Pictures do not belong in your copy. Repeat all the other data exactly.

▶ _Recorded information_
* * * * *

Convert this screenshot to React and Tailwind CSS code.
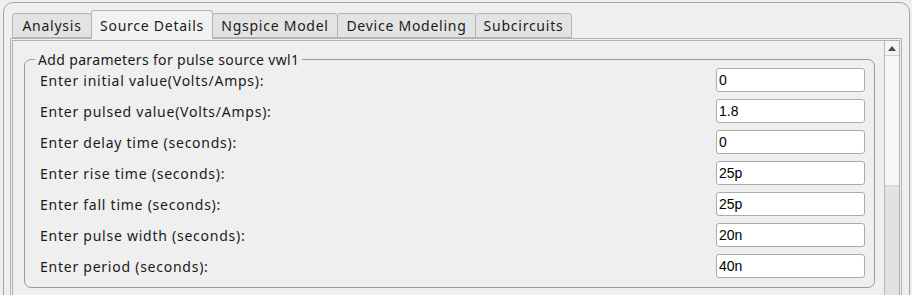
const FONT = { fontFamily: '"Noto Sans", "Open Sans", sans-serif', letterSpacing: '0.75px' };

const TABS = [
  ['Analysis', 'w-[80px]'],
  ['Source Details', 'w-[122px]'],
  ['Ngspice Model', 'w-[126px]'],
  ['Device Modeling', 'w-[139px]'],
  ['Subcircuits', 'w-[97px]'],
];
const ACTIVE = 'Source Details';

const FIELDS = [
  ['Enter initial value(Volts/Amps):', '0'],
  ['Enter pulsed value(Volts/Amps):', '1.8'],
  ['Enter delay time (seconds):', '0'],
  ['Enter rise time (seconds):', '25p'],
  ['Enter fall time (seconds):', '25p'],
  ['Enter pulse width (seconds):', '20n'],
  ['Enter period (seconds):', '40n'],
];

function Tab({ label, w }) {
  const active = label === ACTIVE;
  return (
    <div
      className={`${w} flex items-center justify-center border border-[#b4b4b4] rounded-t-[3px] text-[14px] text-[#1a1a1a] ${
        active
          ? 'h-[29px] bg-[#f2f2f2] border-b-0 -mb-[1px] -ml-[1px] relative z-10'
          : 'h-[25px] bg-[#e3e3e3] -ml-[1px] first:ml-0'
      }`}
    >
      {label}
    </div>
  );
}

function Field({ label, value }) {
  return (
    <div className="flex items-center justify-between h-[24px]">
      <span className="text-[14px] text-[#1a1a1a]">{label}</span>
      <input
        readOnly
        value={value}
        className="w-[149px] h-[24px] bg-white border border-[#ababab] rounded-[3px] px-[2px] text-[14px] text-black outline-none"
        style={{ fontFamily: '"Liberation Sans", Arial, sans-serif', letterSpacing: 0 }}
      />
    </div>
  );
}

export default function App() {
  return (
    <div className="w-[912px] h-[295px] bg-[#efefef] overflow-hidden pt-[2px] pl-[3px]" style={FONT}>
      <div className="w-[907px] h-[330px] border border-[#a4a4a4] rounded-[10px] pt-[7px] pl-[6px]">
        <div className="flex items-end ml-[2px] h-[28px]">
          {TABS.map(([t, w]) => <Tab key={t} label={t} w={w} />)}
        </div>
        <div className="w-[892px] h-[300px] border border-[#b4b4b4] bg-[#efefef] p-[1px]">
          <div className="h-full border border-[#b0b0b0] flex">
            <div className="flex-1 pt-[18px] pl-[11px] pr-[9px]">
              <div className="relative border border-[#9a9a9a] rounded-[7px] pt-[8px] pb-[9px] pl-[15px] pr-[9px] flex flex-col gap-[7px]">
                <span
                  className="absolute -top-[11px] left-[10px] bg-[#efefef] px-[3px] text-[14px] text-[#1a1a1a]"
                  style={{ letterSpacing: '0.35px' }}
                >
                  Add parameters for pulse source vwl1
                </span>
                {FIELDS.map(([l, v]) => <Field key={l} label={l} value={v} />)}
              </div>
            </div>
            <div className="w-[15px] border-l border-[#b8b8b8] bg-[#e2e2e2] flex flex-col">
              <div className="h-[15px] bg-[#f4f4f4] border-b border-[#cfcfcf] flex items-center justify-center">
                <svg width="8" height="5" viewBox="0 0 8 5"><path d="M0 5 L4 0 L8 5 Z" fill="#4a4a4a" /></svg>
              </div>
              <div className="h-[130px] bg-[#f7f7f7] border-b border-[#d6d6d6]" />
            </div>
          </div>
        </div>
      </div>
    </div>
  );
}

* * * * *

▶ _Right answer_
Convert this screenshot to React and Tailwind CSS code.
const FONT = { fontFamily: '"Noto Sans", "Open Sans", sans-serif', letterSpacing: '0.75px' };

const TABS = [
  ['Analysis', 'w-[80px]'],
  ['Source Details', 'w-[122px]'],
  ['Ngspice Model', 'w-[126px]'],
  ['Device Modeling', 'w-[139px]'],
  ['Subcircuits', 'w-[97px]'],
];
const ACTIVE = 'Source Details';

const FIELDS = [
  ['Enter initial value(Volts/Amps):', '0'],
  ['Enter pulsed value(Volts/Amps):', '1.8'],
  ['Enter delay time (seconds):', '0'],
  ['Enter rise time (seconds):', '25p'],
  ['Enter fall time (seconds):', '25p'],
  ['Enter pulse width (seconds):', '20n'],
  ['Enter period (seconds):', '40n'],
];

function Tab({ label, w }) {
  const active = label === ACTIVE;
  return (
    <div
      className={`${w} flex items-center justify-center border border-[#b4b4b4] rounded-t-[3px] text-[14px] text-[#1a1a1a] ${
        active
          ? 'h-[29px] bg-[#f2f2f2] border-b-0 -mb-[1px] -ml-[1px] relative z-10'
          : 'h-[25px] bg-[#e3e3e3] -ml-[1px] first:ml-0'
      }`}
    >
      {label}
    </div>
  );
}

function Field({ label, value }) {
  return (
    <div className="flex items-center justify-between h-[24px]">
      <span className="text-[14px] text-[#1a1a1a]">{label}</span>
      <input
        readOnly
        value={value}
        className="w-[149px] h-[24px] bg-white border border-[#ababab] rounded-[3px] px-[2px] text-[14px] text-black outline-none"
        style={{ fontFamily: '"Liberation Sans", Arial, sans-serif', letterSpacing: 0 }}
      />
    </div>
  );
}

export default function App() {
  return (
    <div className="w-[912px] h-[295px] bg-[#efefef] overflow-hidden pt-[2px] pl-[3px]" style={FONT}>
      <div className="w-[907px] h-[330px] border border-[#a4a4a4] rounded-[10px] pt-[7px] pl-[6px]">
        <div className="flex items-end ml-[2px] h-[28px]">
          {TABS.map(([t, w]) => <Tab key={t} label={t} w={w} />)}
        </div>
        <div className="w-[892px] h-[300px] border border-[#b4b4b4] bg-[#efefef] p-[1px]">
          <div className="h-full border border-[#b0b0b0] flex">
            <div className="flex-1 pt-[18px] pl-[11px] pr-[9px]">
              <div className="relative border border-[#9a9a9a] rounded-[7px] pt-[8px] pb-[9px] pl-[15px] pr-[9px] flex flex-col gap-[7px]">
                <span
                  className="absolute -top-[11px] left-[10px] bg-[#efefef] px-[3px] text-[14px] text-[#1a1a1a]"
                  style={{ letterSpacing: '0.35px' }}
                >
                  Add parameters for pulse source vwl1
                </span>
                {FIELDS.map(([l, v]) => <Field key={l} label={l} value={v} />)}
              </div>
            </div>
            <div className="w-[15px] border-l border-[#b8b8b8] bg-[#e2e2e2] flex flex-col">
              <div className="h-[15px] bg-[#f4f4f4] border-b border-[#cfcfcf] flex items-center justify-center">
                <svg width="8" height="5" viewBox="0 0 8 5"><path d="M0 5 L4 0 L8 5 Z" fill="#4a4a4a" /></svg>
              </div>
              <div className="h-[130px] bg-[#f7f7f7] border-b border-[#d6d6d6]" />
            </div>
          </div>
        </div>
      </div>
    </div>
  );
}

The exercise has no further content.